I’m not really an “objects” sort of person. Until I moved in with Caroline two years ago mine had been a fairly peripatetic existence as an adult – Merseyside to Inverness to Dundee to Bristol to Reading via a succession of small rented rooms that wouldn’t have allowed much space for extra life-baggage even if I’d been minded to start assembling any. The non-essential chunk of my income has always been rubber-stamped for bottles and books, and historically they’ve made up the 75% of my packing that isn’t clothes. Caroline, being a much more interested (and interesting) person than me had filled her flat with curios, instruments, plant pots, picture frames, unsettling dolls and other sundry trip-hazards long before I moved in, and what space was left over has been commandeered by the cat for scratching post, toilet, luckless stuffed animal victims and whatever remnant fluffy balls she hasn’t currently managed to secret in parts of the flat we’ve yet to discover. By and large my contributory stuff still drills down neatly to “bottles and books”. And glasses.
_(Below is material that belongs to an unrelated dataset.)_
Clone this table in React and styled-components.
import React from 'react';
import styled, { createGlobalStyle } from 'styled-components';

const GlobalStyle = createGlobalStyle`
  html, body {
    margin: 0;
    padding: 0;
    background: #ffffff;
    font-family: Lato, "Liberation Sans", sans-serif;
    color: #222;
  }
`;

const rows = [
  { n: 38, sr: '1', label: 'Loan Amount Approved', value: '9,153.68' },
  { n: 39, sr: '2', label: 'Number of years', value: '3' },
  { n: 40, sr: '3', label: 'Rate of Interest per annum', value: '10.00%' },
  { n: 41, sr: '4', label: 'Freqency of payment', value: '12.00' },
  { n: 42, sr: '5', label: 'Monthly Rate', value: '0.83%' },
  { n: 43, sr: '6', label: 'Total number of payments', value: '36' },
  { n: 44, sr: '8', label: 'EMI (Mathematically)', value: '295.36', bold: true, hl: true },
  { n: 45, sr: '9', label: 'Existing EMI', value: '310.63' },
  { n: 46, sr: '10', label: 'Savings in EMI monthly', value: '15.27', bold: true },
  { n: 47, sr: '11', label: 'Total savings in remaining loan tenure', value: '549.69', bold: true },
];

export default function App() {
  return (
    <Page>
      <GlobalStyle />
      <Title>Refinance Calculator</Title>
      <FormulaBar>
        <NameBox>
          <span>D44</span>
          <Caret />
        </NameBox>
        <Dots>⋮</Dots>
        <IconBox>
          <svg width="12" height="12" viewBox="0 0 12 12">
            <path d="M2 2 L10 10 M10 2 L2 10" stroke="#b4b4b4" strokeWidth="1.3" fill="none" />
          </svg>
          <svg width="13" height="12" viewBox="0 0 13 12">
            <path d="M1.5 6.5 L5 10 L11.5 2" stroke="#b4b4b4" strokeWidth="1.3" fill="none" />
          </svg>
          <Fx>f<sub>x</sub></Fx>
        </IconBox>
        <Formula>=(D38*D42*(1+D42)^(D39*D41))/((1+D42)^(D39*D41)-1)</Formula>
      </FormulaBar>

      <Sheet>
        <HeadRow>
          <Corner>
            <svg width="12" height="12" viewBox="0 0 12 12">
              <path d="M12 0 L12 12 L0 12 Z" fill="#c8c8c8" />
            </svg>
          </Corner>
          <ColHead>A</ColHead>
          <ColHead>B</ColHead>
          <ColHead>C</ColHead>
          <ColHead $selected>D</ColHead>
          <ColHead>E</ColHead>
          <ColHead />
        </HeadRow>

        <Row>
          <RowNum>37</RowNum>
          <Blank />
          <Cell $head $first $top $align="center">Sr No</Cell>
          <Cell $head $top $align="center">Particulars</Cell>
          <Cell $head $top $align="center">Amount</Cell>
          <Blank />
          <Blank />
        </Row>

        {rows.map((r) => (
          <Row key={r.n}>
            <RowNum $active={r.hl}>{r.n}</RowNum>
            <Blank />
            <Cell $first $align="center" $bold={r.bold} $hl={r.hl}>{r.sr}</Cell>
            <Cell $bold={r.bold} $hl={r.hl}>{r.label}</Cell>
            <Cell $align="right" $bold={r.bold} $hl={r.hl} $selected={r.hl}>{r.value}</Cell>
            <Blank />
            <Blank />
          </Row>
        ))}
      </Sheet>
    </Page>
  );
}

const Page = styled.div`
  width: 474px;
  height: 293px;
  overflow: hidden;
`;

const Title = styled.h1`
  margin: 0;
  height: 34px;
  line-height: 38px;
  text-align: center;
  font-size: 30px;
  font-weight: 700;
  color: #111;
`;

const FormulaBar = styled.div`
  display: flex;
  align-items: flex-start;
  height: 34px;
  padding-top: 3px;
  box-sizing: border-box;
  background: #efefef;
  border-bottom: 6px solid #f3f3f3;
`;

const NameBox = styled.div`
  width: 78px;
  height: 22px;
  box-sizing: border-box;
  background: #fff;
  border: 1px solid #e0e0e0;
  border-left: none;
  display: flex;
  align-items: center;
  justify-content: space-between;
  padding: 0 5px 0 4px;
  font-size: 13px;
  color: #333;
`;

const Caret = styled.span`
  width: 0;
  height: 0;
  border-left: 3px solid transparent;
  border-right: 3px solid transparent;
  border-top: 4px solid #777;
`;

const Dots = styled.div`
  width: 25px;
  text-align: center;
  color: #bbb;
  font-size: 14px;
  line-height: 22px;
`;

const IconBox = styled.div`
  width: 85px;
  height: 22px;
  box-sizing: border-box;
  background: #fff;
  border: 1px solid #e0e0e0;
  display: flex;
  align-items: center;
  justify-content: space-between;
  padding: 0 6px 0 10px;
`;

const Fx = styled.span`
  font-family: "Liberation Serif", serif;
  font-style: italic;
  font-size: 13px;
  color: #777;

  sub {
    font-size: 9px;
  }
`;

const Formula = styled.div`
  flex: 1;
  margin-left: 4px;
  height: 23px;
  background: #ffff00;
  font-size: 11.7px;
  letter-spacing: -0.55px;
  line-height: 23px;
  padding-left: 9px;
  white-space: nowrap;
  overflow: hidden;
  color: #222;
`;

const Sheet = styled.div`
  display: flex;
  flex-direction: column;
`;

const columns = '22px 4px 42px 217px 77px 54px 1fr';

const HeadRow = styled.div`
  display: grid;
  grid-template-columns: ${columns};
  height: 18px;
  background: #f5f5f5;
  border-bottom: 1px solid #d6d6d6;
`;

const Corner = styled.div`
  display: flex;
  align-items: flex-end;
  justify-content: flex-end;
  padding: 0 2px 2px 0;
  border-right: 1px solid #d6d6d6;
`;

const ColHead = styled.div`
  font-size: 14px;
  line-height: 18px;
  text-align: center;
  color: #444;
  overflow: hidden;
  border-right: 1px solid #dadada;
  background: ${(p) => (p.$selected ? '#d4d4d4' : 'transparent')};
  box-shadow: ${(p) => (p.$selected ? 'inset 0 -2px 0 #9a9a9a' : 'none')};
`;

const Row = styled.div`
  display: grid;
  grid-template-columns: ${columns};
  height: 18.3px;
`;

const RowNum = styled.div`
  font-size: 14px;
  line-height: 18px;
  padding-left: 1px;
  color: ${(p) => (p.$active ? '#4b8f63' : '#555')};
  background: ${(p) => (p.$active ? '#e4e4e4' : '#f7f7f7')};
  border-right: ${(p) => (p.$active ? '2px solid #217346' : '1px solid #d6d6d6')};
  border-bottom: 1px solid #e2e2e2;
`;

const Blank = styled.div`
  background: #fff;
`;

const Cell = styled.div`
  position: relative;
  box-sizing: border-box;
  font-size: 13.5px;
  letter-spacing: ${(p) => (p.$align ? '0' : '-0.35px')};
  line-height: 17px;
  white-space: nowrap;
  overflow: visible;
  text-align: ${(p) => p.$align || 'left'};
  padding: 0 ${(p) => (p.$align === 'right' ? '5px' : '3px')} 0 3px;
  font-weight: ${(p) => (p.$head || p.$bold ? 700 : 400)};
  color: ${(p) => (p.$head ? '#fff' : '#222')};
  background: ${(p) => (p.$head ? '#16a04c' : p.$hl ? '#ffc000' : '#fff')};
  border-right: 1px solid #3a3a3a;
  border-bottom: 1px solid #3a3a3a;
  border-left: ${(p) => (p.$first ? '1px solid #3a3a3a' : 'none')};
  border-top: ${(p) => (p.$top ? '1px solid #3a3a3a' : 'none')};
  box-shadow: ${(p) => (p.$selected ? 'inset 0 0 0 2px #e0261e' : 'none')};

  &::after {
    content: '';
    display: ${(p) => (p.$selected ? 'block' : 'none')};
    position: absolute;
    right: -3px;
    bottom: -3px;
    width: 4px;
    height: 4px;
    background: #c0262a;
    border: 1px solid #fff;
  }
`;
I love glasses. I think they’re absolutely fascinating. I think the way they’re made is fascinating – sand burned into molten liquid, blown into shape and cooled into these beautiful, clear, many-formed things that we actually drink our drinks out of. I can goggle at glassware far longer than I can at shiny metal or twinkly stones; a wine glass is of far more interest to me than a watch.
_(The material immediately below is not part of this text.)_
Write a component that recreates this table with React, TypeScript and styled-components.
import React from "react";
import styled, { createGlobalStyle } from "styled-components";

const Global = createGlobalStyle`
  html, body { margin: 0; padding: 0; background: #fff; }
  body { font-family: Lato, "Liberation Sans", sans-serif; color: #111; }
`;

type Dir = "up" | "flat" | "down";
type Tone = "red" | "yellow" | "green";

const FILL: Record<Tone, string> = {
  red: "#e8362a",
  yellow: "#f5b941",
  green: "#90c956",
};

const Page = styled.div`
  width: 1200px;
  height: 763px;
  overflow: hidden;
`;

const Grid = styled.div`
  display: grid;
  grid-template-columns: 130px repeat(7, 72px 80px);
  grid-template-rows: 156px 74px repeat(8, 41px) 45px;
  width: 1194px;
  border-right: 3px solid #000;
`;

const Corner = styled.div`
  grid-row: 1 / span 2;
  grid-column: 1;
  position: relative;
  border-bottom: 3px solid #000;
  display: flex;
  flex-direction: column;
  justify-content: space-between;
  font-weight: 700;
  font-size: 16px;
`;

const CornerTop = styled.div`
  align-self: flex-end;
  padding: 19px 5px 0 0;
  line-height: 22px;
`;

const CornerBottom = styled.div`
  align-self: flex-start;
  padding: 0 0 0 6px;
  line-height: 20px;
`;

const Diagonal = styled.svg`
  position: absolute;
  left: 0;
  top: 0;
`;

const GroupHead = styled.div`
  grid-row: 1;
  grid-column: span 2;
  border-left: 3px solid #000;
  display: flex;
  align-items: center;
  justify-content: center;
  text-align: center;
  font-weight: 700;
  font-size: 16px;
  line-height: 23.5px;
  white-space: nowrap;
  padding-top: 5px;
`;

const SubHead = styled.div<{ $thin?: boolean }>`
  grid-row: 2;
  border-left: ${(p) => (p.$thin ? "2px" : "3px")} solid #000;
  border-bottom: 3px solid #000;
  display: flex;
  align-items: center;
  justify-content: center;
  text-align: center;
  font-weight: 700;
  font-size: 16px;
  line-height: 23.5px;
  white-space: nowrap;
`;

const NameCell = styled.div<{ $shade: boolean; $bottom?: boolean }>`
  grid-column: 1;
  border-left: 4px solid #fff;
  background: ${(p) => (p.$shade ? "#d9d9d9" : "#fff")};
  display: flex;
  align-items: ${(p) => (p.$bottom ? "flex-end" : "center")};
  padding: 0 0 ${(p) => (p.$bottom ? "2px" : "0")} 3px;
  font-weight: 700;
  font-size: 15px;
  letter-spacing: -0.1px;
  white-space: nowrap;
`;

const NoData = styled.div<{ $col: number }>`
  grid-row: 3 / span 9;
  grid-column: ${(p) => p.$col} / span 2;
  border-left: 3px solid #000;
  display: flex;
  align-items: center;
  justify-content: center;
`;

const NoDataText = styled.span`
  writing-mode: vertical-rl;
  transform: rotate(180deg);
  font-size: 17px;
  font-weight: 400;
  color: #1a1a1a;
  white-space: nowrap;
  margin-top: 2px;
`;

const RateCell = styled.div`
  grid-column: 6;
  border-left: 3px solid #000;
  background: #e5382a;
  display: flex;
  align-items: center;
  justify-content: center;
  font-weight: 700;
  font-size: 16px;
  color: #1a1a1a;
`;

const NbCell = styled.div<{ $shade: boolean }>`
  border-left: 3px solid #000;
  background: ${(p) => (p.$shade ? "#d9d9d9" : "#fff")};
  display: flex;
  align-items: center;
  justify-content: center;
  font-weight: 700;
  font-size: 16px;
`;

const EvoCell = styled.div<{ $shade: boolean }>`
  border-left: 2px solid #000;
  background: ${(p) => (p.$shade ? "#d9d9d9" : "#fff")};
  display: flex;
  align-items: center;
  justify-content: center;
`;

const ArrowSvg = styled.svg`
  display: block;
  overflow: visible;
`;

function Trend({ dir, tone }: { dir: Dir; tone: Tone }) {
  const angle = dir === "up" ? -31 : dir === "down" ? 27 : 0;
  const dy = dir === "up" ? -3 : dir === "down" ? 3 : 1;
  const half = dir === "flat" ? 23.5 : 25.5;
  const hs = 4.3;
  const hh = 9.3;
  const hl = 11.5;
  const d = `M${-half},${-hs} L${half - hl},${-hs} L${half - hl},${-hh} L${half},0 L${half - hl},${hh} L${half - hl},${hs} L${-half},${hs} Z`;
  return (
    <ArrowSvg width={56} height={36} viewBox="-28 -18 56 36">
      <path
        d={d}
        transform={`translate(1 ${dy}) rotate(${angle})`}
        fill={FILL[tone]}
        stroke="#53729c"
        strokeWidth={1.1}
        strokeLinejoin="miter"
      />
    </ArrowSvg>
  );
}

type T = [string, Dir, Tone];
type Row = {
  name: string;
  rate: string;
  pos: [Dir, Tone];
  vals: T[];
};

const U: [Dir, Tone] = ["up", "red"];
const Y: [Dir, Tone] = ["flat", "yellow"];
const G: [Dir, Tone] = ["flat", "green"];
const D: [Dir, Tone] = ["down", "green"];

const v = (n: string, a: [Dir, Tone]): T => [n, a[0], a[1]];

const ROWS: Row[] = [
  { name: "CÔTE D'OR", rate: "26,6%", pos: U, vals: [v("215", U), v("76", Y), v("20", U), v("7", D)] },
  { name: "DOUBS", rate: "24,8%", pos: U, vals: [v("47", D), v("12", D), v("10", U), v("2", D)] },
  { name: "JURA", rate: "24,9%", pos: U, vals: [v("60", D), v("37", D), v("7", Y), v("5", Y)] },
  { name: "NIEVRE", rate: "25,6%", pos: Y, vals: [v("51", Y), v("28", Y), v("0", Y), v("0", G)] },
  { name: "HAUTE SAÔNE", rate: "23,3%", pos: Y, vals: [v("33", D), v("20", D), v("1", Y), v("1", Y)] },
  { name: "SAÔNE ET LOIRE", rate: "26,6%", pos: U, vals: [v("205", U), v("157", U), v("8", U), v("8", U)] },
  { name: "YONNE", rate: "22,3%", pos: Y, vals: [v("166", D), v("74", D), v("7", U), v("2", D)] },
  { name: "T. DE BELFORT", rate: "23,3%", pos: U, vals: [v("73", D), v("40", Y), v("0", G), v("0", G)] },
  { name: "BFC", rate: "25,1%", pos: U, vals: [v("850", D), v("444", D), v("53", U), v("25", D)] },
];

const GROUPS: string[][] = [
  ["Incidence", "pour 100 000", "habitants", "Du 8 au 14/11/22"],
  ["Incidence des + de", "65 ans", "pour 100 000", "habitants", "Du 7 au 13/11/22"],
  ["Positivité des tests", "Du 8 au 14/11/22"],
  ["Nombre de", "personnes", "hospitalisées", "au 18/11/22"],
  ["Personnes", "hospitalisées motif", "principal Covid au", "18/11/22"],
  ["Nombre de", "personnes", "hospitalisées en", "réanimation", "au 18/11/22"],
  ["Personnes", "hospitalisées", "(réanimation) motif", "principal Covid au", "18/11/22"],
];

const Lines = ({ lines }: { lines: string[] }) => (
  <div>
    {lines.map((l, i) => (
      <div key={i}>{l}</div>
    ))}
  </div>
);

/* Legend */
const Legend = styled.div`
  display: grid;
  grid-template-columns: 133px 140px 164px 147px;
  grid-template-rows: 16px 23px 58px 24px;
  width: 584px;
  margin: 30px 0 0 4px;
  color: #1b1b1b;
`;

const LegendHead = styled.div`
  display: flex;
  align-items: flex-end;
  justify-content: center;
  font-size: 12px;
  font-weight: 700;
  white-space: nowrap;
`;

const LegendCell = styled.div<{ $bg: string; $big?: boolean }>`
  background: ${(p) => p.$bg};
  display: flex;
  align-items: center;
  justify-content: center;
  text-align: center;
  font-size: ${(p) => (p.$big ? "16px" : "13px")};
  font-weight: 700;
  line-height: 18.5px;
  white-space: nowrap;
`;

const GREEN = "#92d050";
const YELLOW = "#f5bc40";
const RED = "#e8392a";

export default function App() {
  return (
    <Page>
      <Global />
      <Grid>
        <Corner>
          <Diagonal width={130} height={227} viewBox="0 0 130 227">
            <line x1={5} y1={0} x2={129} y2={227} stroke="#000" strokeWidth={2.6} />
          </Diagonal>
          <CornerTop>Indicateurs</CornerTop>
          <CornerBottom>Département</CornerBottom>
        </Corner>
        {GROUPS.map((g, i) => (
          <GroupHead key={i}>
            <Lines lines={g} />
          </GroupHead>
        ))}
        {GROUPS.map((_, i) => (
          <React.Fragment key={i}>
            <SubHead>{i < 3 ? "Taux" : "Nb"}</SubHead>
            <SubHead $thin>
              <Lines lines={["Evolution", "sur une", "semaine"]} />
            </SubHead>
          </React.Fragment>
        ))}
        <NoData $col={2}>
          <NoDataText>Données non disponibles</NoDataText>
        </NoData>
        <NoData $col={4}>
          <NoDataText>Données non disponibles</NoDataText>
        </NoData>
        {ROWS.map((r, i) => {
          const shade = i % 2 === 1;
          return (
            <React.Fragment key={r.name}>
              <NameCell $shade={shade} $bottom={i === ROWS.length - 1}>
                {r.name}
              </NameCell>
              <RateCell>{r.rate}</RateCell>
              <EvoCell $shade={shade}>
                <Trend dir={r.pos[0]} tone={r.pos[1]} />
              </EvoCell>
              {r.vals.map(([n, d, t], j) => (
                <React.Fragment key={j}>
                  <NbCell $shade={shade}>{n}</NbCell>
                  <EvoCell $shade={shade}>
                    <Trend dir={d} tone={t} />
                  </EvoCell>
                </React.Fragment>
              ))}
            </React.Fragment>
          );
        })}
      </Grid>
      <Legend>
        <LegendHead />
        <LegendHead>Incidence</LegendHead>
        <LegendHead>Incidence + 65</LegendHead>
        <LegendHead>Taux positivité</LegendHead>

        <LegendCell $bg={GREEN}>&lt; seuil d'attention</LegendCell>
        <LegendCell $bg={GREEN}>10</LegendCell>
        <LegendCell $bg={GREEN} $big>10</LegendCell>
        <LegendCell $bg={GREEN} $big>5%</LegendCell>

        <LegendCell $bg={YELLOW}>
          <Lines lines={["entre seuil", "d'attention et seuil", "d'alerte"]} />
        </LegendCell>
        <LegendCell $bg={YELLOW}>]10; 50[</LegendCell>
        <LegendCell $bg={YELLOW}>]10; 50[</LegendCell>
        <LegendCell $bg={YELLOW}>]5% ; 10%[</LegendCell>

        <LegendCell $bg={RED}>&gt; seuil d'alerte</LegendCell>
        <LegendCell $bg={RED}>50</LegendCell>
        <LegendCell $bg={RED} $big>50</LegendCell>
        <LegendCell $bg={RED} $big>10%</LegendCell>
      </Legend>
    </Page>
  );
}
I love the way they feel in your hand and the different ways they feel when they’re filled or partially filled. I love the chunky, robust glasses that feel somehow settled and settling, like a firm but kindly clap on the back. I love (though am frequently terrified by) the gossamer-thin, long-stemmed wine glasses so delicate they feel almost spun, that swish in your hand like a wand. I love swirling brandy balloons, teardrop Glencairns, copas and copitas, straight-sided highball glasses packed with crushed ice and brilliant-hued cocktails, champagne flutes designed literally to make long streams of bubbles (to the detriment of actual smells!). I love the elbows and angles of conical Martini glasses and edgy Tekus and the billowing bowls and bulges of Belgian beer brands. I love the thumb lip in the pint pot I drink water from through the day and the weird and wonkish goldfish bowl thing that I drink whisky from on special occasions and that concentrates smells like a magnifying glass for aroma. I love them all.

A popular subject, among drinks enthusiasts and bored writers, is to consider – often heatedly and with very serious faces – the best glass for any sort of drink. The tumbler – so intrinsically linked to whisky that it features in an emoji – was often laughed to scorn within many of the circles in which I used to digitally move, its straight sides and untampered lip derided as singularly unfit for nosing. And certainly, were I to write a(nother) review of a whisky which I felt might impel a stranger to make a purchase, a tumbler wouldn’t be my personal choice to sample it from. But – and perhaps I’ve just been too long away from the whisky scene – more and more frequently through the long evenings of reading and board games and Netflix binges and throwing things for the cat and, especially, collapsing at the end of the sofa after nine hours of work and three of rehearsal, I find it is comfort that I want most of all, and that what I really want is the heft and weight of an uncomplicated tumbler. And nothing with a stem or a bowl or a tapered lip would, in that moment, deliver the same feeling.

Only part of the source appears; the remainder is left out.